Abstract

The Tasman Front represents a thermal boundary across the north Tasman Sea located between 31°S and 35°S over the Tasman Sea Ridge System in the south-west Pacific. Census data of planktic foraminiferal assemblages and oxygen isotopic variations of planktic and benthic foraminifera obtained from three DSDP sites (284, 590A and 588) were used to investigate the Pliocene history of the Tasman Front. The results indicate that at about 4.4 Ma the Tasman Front shifted to the south of 31°S as reflected by a major change in the biogeographic distribution of planktic foraminifera. This change caused warming of the sea-surface, particularly in the area of DSDP site 590A. Temperature gradients between surface water and intermediate water (indicated by Δ 18O planktic–benthic) at DSDP590A also increased, suggesting that the site has been subsequently located beneath a more vertically stratified water column than prior to 4.4 Ma.

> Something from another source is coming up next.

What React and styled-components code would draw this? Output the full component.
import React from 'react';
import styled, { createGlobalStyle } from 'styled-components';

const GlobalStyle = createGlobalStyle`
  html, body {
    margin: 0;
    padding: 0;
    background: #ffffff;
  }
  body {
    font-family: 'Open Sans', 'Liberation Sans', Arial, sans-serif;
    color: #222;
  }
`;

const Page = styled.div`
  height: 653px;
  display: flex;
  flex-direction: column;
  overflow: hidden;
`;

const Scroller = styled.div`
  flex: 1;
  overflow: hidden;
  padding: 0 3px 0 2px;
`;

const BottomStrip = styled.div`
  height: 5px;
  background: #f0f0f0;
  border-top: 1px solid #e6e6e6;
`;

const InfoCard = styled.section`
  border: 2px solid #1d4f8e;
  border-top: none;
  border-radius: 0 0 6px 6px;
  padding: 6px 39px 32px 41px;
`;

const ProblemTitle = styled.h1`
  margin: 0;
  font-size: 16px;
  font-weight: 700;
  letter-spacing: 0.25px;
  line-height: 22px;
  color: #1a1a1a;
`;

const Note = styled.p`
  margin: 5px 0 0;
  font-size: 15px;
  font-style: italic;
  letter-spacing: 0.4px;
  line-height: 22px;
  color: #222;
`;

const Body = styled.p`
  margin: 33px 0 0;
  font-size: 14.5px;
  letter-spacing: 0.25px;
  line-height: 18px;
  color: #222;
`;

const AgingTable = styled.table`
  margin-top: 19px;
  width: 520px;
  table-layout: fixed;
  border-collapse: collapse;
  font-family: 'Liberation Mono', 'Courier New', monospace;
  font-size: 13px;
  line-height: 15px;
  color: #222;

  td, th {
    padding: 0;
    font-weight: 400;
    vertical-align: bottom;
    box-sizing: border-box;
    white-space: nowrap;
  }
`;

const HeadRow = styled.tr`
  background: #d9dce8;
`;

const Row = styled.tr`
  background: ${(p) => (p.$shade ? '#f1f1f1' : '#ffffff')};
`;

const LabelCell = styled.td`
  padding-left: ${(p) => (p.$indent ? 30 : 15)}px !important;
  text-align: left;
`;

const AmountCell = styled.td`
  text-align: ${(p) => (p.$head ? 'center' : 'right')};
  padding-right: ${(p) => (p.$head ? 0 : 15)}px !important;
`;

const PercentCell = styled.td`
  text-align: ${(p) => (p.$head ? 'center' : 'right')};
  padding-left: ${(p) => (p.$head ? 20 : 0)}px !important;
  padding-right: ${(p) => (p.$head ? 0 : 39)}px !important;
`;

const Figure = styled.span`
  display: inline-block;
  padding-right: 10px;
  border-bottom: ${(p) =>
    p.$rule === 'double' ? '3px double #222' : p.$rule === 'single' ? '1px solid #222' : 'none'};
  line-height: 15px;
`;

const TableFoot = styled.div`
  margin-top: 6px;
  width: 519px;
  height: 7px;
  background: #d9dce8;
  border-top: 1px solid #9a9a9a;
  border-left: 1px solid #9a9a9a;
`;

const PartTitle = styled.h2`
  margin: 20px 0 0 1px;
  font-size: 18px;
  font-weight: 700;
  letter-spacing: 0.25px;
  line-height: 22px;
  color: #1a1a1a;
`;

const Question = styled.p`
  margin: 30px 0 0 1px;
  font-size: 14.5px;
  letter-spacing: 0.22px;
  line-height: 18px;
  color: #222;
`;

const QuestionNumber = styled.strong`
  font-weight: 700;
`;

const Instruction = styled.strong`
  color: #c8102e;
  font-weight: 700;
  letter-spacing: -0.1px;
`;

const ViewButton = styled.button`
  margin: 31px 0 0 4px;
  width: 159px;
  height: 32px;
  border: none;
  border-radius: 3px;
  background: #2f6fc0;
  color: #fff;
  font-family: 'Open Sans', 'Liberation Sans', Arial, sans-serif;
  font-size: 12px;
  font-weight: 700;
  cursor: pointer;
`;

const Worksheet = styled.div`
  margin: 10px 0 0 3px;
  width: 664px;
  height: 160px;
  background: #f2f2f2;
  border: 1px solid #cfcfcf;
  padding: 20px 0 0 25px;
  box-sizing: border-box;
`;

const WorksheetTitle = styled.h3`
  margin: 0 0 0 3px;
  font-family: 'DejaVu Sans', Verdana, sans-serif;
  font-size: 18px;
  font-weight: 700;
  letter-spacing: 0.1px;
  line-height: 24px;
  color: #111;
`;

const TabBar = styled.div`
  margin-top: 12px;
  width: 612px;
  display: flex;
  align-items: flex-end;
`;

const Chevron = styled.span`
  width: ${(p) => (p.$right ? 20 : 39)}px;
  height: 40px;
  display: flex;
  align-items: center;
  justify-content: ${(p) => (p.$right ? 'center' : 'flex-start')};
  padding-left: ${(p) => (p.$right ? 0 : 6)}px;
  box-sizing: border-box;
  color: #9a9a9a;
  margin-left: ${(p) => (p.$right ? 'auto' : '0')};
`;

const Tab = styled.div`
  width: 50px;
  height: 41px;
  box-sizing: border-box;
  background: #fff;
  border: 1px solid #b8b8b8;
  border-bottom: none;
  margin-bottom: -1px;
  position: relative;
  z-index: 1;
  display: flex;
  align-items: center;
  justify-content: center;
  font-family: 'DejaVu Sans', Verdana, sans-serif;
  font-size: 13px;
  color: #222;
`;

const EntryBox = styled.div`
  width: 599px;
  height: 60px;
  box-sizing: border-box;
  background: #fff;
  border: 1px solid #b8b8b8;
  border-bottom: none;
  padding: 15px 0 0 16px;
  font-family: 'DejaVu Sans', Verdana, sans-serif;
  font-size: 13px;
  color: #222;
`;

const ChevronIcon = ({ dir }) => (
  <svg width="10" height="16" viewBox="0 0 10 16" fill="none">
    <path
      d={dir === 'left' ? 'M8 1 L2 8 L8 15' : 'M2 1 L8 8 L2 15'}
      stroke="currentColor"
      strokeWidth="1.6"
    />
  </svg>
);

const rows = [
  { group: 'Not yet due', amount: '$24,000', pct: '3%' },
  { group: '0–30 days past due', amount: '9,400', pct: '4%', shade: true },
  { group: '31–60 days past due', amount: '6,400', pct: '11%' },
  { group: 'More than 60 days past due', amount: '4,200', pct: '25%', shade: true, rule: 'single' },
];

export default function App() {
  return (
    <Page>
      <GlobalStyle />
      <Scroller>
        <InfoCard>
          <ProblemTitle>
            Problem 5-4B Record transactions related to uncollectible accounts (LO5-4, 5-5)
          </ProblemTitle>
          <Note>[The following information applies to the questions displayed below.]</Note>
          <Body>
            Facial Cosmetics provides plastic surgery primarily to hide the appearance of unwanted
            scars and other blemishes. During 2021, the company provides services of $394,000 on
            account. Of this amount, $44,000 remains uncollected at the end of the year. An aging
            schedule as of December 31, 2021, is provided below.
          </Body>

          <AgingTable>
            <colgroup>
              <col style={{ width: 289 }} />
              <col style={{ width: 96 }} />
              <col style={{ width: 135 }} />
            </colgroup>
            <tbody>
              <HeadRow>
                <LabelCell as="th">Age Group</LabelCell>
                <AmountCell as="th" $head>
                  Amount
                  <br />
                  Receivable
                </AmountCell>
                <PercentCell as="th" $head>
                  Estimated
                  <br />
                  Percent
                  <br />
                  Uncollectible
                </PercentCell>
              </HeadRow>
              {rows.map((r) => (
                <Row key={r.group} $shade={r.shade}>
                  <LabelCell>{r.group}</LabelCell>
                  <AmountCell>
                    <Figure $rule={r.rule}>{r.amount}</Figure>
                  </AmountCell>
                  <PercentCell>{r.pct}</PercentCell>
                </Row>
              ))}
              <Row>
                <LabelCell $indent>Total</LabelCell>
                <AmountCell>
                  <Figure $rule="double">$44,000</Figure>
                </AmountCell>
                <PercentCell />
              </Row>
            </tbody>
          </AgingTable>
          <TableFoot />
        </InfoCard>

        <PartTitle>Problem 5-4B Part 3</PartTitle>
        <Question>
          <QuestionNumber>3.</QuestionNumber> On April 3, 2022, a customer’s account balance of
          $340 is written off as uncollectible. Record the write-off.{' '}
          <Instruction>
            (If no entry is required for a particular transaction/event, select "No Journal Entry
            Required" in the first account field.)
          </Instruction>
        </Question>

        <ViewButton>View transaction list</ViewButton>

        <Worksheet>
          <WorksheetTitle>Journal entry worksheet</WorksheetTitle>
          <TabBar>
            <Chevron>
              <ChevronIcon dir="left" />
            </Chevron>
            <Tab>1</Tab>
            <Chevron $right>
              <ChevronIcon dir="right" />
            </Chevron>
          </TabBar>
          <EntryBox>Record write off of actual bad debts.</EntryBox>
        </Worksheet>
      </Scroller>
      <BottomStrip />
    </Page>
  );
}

The southward shifting of the Tasman Front might have been a response to the intensification of the East Australian Current, and the enlargement of the West Pacific Warm Pool in the western equatorial Pacific. Both of these oceanographic developments may have been caused by the curtailing of the westerly flowing South Equatorial Current due to tectonic closure of the New Guinea Seaway involving northward motion of the Australian Plate and an associated Pliocene orogeny in central New Guinea.